O Jovem Cônego de Santo Agostinho ficara sabendo do que ocorrera a missionários franciscanos, lá para as bandas do Marrocos, como foram mortos, por causa do Evangelho de Cristo. Num belo dia, no cais portuário, inúmeros corpos dos mártires missionários foram expostos, numa demonstração de que a força temporal, afeita ao brio do ouro e das terras, aos títulos de nobreza e ao desejo de manipular os fracos, estaria vencendo os devaneios dos loucos de Assis. Fernando viu em tudo aquilo o rastro do Grito de Jesus: “Meu Deus, meu Deus, por que me abandonastes”? Seus dias não foram mais os mesmos... uma agonia lhe invadira a alma e ele se tornou inseguro da vocação à Ordem dos Regulares, revelando-se a si mesmo que seu lugar deveria ser bem longe das belíssimas instalações dos Cônegos.
Partia o jovem teólogo, de uma brilhante intelectualidade, de uma oratória sem paralelos, ao encontro dos franciscanos. Era uma mudança radical, tanto quanto o foi o ato de desnudar-se do Pai- Fundador. Agora, já franciscano, partira para o Marrocos, lembrando-se da imagem de tantos frades martirizados pela missão de anunciar, com genuína autenticidade, o Evangelho de Cristo. A doença o devolveu, após um interregno, e o fez habitar a província romana, onde teve oportunidade de conhecer pessoalmente São Francisco, considerado o “Trovador de Deus”. O Santo Louco o chamou de “meu bispo”, pela pujança de sua palavra, pela retórica que a todos encantava, pela profundidade de saber e pela mística tão verdadeira.
Tornou-se professor de teologia e memorável pregador de sermões dos mais belos sermões que o orbe católico já conheceu. Mas, foi na simplicidade da missão de cozinheiro, no convento onde residia, que ele realizou maravilhas, ao dar comida aos pobres. Daí surgiu a devoção aos “pães de Santo Antônio”, expressão de sua ardente caridade para com os miseráveis que acorriam à porta do convento, para o desjejum. Conta-se que Santo Antônio desviava da dispensa os pães para dá-los aos pobres, mesmo que viessem a faltar na farta mesa dos confrades. E que certo dia, pego nessa situação, na dispensa, houve uma repentina multiplicação dos produtos, de modo que os pobres e os frades se fartaram.

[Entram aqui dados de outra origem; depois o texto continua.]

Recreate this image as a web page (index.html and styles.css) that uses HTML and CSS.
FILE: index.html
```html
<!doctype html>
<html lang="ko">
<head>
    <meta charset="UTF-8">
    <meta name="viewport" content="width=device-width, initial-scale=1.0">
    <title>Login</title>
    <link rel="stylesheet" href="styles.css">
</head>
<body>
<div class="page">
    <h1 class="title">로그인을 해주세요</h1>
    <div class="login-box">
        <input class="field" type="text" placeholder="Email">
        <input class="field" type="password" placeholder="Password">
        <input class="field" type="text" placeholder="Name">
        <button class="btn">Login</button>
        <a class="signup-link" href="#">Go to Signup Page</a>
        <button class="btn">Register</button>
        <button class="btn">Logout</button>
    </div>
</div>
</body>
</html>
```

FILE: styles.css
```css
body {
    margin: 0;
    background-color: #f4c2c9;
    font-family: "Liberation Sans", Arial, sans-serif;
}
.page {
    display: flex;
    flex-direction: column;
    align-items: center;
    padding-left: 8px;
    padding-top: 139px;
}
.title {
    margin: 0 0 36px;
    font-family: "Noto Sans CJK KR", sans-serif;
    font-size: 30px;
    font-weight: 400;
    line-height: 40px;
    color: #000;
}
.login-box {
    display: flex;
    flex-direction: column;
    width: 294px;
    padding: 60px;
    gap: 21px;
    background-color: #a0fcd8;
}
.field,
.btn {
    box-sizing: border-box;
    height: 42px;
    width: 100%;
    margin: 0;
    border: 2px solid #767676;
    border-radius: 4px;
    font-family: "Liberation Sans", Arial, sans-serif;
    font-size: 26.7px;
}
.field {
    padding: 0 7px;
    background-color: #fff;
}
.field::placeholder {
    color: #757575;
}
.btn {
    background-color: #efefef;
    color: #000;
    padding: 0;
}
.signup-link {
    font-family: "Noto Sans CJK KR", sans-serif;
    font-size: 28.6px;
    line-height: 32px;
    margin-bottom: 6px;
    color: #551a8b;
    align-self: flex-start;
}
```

O tempo passou, e Santo Antônio continua a ser invocado como o Pai dos pobres, sobretudo com a tradição do Pão de Santo Antônio. Mas, uma coisa é certa: há muita admiração dos devotos à vida e á missão do Santo de Lisboa, mas existem exageros nas celebrações, com pompas exacerbadas, com flores em demasia e com fogos que espoucam a esperança de transformar o mundo pela revolução do espírito franciscano tão afeito ao Santo Antônio dos Pobres.
Num tempo em que a retórica, a homilética, o saber teológico-pastoral e a mística do serviço estão em desuso, é mister recobrar o ideal de Santo Antônio, para não deixarmos morrerem de fome os pobres desabrigados das chuvas, das estiagens, da ganância, da disputa fundiária, da insuficiência de empregos, da inexistência de hospitais, de assistência social. Enquanto se afronta o Santo, com o barulho vazio e ensurdecedor dos fogos, com o perfume transgênicos das flores, os pobres de Santo Antônio caem desvalidos, em sarjetas e vielas, em cortiços e sob marquises, nas gélidas madrugadas chuvosas, no intenso calor das chamas que destroem barracos, nas filas infindáveis à espera de remédio, carinho e atenção.

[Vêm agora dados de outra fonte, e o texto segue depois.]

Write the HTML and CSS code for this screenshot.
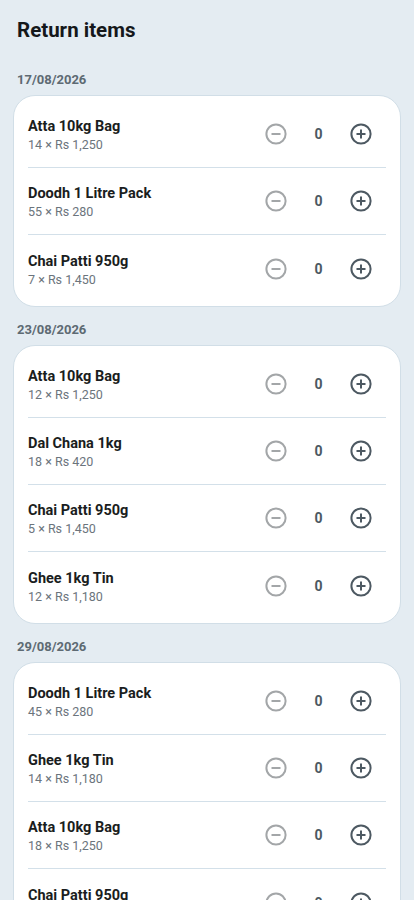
FILE: index.html
```html
<!DOCTYPE html>
<html lang="en">
<head>
<meta charset="utf-8">
<meta name="viewport" content="width=device-width, initial-scale=1">
<title>Return items</title>
<link rel="stylesheet" href="styles.css">
</head>
<body>
<div class="page">
  <h1 class="page-title">Return items</h1>

  <section class="group">
    <div class="group-date">17/08/2026</div>
    <div class="card">
      <div class="row"><div class="info"><div class="name">Atta 10kg Bag</div><div class="meta">14 × Rs 1,250</div></div><div class="ctrl"><button class="btn minus"><svg viewBox="0 0 24 24"><circle cx="12" cy="12" r="9.6"/><path d="M7.5 12h9"/></svg></button><span class="count">0</span><button class="btn plus"><svg viewBox="0 0 24 24"><circle cx="12" cy="12" r="9.6"/><path d="M7.5 12h9M12 7.5v9"/></svg></button></div></div>
      <div class="row"><div class="info"><div class="name">Doodh 1 Litre Pack</div><div class="meta">55 × Rs 280</div></div><div class="ctrl"><button class="btn minus"><svg viewBox="0 0 24 24"><circle cx="12" cy="12" r="9.6"/><path d="M7.5 12h9"/></svg></button><span class="count">0</span><button class="btn plus"><svg viewBox="0 0 24 24"><circle cx="12" cy="12" r="9.6"/><path d="M7.5 12h9M12 7.5v9"/></svg></button></div></div>
      <div class="row"><div class="info"><div class="name">Chai Patti 950g</div><div class="meta">7 × Rs 1,450</div></div><div class="ctrl"><button class="btn minus"><svg viewBox="0 0 24 24"><circle cx="12" cy="12" r="9.6"/><path d="M7.5 12h9"/></svg></button><span class="count">0</span><button class="btn plus"><svg viewBox="0 0 24 24"><circle cx="12" cy="12" r="9.6"/><path d="M7.5 12h9M12 7.5v9"/></svg></button></div></div>
    </div>
  </section>

  <section class="group">
    <div class="group-date">23/08/2026</div>
    <div class="card">
      <div class="row"><div class="info"><div class="name">Atta 10kg Bag</div><div class="meta">12 × Rs 1,250</div></div><div class="ctrl"><button class="btn minus"><svg viewBox="0 0 24 24"><circle cx="12" cy="12" r="9.6"/><path d="M7.5 12h9"/></svg></button><span class="count">0</span><button class="btn plus"><svg viewBox="0 0 24 24"><circle cx="12" cy="12" r="9.6"/><path d="M7.5 12h9M12 7.5v9"/></svg></button></div></div>
      <div class="row"><div class="info"><div class="name">Dal Chana 1kg</div><div class="meta">18 × Rs 420</div></div><div class="ctrl"><button class="btn minus"><svg viewBox="0 0 24 24"><circle cx="12" cy="12" r="9.6"/><path d="M7.5 12h9"/></svg></button><span class="count">0</span><button class="btn plus"><svg viewBox="0 0 24 24"><circle cx="12" cy="12" r="9.6"/><path d="M7.5 12h9M12 7.5v9"/></svg></button></div></div>
      <div class="row"><div class="info"><div class="name">Chai Patti 950g</div><div class="meta">5 × Rs 1,450</div></div><div class="ctrl"><button class="btn minus"><svg viewBox="0 0 24 24"><circle cx="12" cy="12" r="9.6"/><path d="M7.5 12h9"/></svg></button><span class="count">0</span><button class="btn plus"><svg viewBox="0 0 24 24"><circle cx="12" cy="12" r="9.6"/><path d="M7.5 12h9M12 7.5v9"/></svg></button></div></div>
      <div class="row"><div class="info"><div class="name">Ghee 1kg Tin</div><div class="meta">12 × Rs 1,180</div></div><div class="ctrl"><button class="btn minus"><svg viewBox="0 0 24 24"><circle cx="12" cy="12" r="9.6"/><path d="M7.5 12h9"/></svg></button><span class="count">0</span><button class="btn plus"><svg viewBox="0 0 24 24"><circle cx="12" cy="12" r="9.6"/><path d="M7.5 12h9M12 7.5v9"/></svg></button></div></div>
    </div>
  </section>

  <section class="group">
    <div class="group-date">29/08/2026</div>
    <div class="card">
      <div class="row"><div class="info"><div class="name">Doodh 1 Litre Pack</div><div class="meta">45 × Rs 280</div></div><div class="ctrl"><button class="btn minus"><svg viewBox="0 0 24 24"><circle cx="12" cy="12" r="9.6"/><path d="M7.5 12h9"/></svg></button><span class="count">0</span><button class="btn plus"><svg viewBox="0 0 24 24"><circle cx="12" cy="12" r="9.6"/><path d="M7.5 12h9M12 7.5v9"/></svg></button></div></div>
      <div class="row"><div class="info"><div class="name">Ghee 1kg Tin</div><div class="meta">14 × Rs 1,180</div></div><div class="ctrl"><button class="btn minus"><svg viewBox="0 0 24 24"><circle cx="12" cy="12" r="9.6"/><path d="M7.5 12h9"/></svg></button><span class="count">0</span><button class="btn plus"><svg viewBox="0 0 24 24"><circle cx="12" cy="12" r="9.6"/><path d="M7.5 12h9M12 7.5v9"/></svg></button></div></div>
      <div class="row"><div class="info"><div class="name">Atta 10kg Bag</div><div class="meta">18 × Rs 1,250</div></div><div class="ctrl"><button class="btn minus"><svg viewBox="0 0 24 24"><circle cx="12" cy="12" r="9.6"/><path d="M7.5 12h9"/></svg></button><span class="count">0</span><button class="btn plus"><svg viewBox="0 0 24 24"><circle cx="12" cy="12" r="9.6"/><path d="M7.5 12h9M12 7.5v9"/></svg></button></div></div>
      <div class="row"><div class="info"><div class="name">Chai Patti 950g</div><div class="meta">9 × Rs 1,450</div></div><div class="ctrl"><button class="btn minus"><svg viewBox="0 0 24 24"><circle cx="12" cy="12" r="9.6"/><path d="M7.5 12h9"/></svg></button><span class="count">0</span><button class="btn plus"><svg viewBox="0 0 24 24"><circle cx="12" cy="12" r="9.6"/><path d="M7.5 12h9M12 7.5v9"/></svg></button></div></div>
    </div>
  </section>
</div>
</body>
</html>
```

FILE: styles.css
```css
* { box-sizing: border-box; }
html, body { margin: 0; padding: 0; }
body {
  background: #e4ecf2;
  font-family: Roboto, "Noto Sans", "Liberation Sans", sans-serif;
  color: #1b1e22;
}
.page {
  padding: 16px 13px 40px;
}
.page-title {
  margin: 0 0 28px 4px;
  font-size: 20.5px;
  line-height: 28px;
  font-weight: 700;
  color: #15181b;
}
.group { margin-bottom: 15px; }
.group-date {
  margin: 0 0 7px 4px;
  font-size: 13px;
  line-height: 16px;
  font-weight: 700;
  color: #5d6a73;
}
.card {
  background: #fff;
  border: 1px solid #d1dee7;
  border-radius: 22px;
  padding: 5px 0 4px;
}
.row {
  height: 67px;
  margin: 0 14px;
  display: flex;
  align-items: center;
  border-bottom: 1px solid #d3e0e9;
}
.row:last-child { border-bottom: none; }
.info { flex: 1; min-width: 0; padding-top: 3px; }
.name {
  font-size: 14.5px;
  line-height: 19px;
  font-weight: 700;
  color: #1a1d20;
}
.meta {
  font-size: 12.5px;
  line-height: 18px;
  color: #6b747c;
}
.ctrl {
  display: flex;
  align-items: center;
  margin-right: 5px;
}
.btn {
  width: 40px;
  height: 40px;
  padding: 0;
  border: 0;
  background: none;
  display: flex;
  align-items: center;
  justify-content: center;
}
.btn svg {
  width: 24px;
  height: 24px;
  fill: none;
  stroke-width: 2;
}
.minus svg { stroke: #a3a6a8; }
.plus svg { stroke: #4d5962; }
.count {
  width: 45px;
  text-align: center;
  font-size: 14px;
  font-weight: 700;
  color: #4c5962;
}
```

Se houvesse uma assembleia entre os santos franciscanos, estes nos enviaram uma missiva, em que se leria: “não entendestes nada do que foi solenemente proclamado, no silêncio retórico que, por anos a fio, inundou de lucidez os ouvidos e os corações da população de Assis”. Assinado, o Martelo do Evangelho, a Arca do Testamento, Arauto do Evangelho e Amante da Pobreza. Rogai, por nós, Santo Antônio dos Pobres e dai-nos inspiração para sermos mais servidores e menos barulhentos. Amém.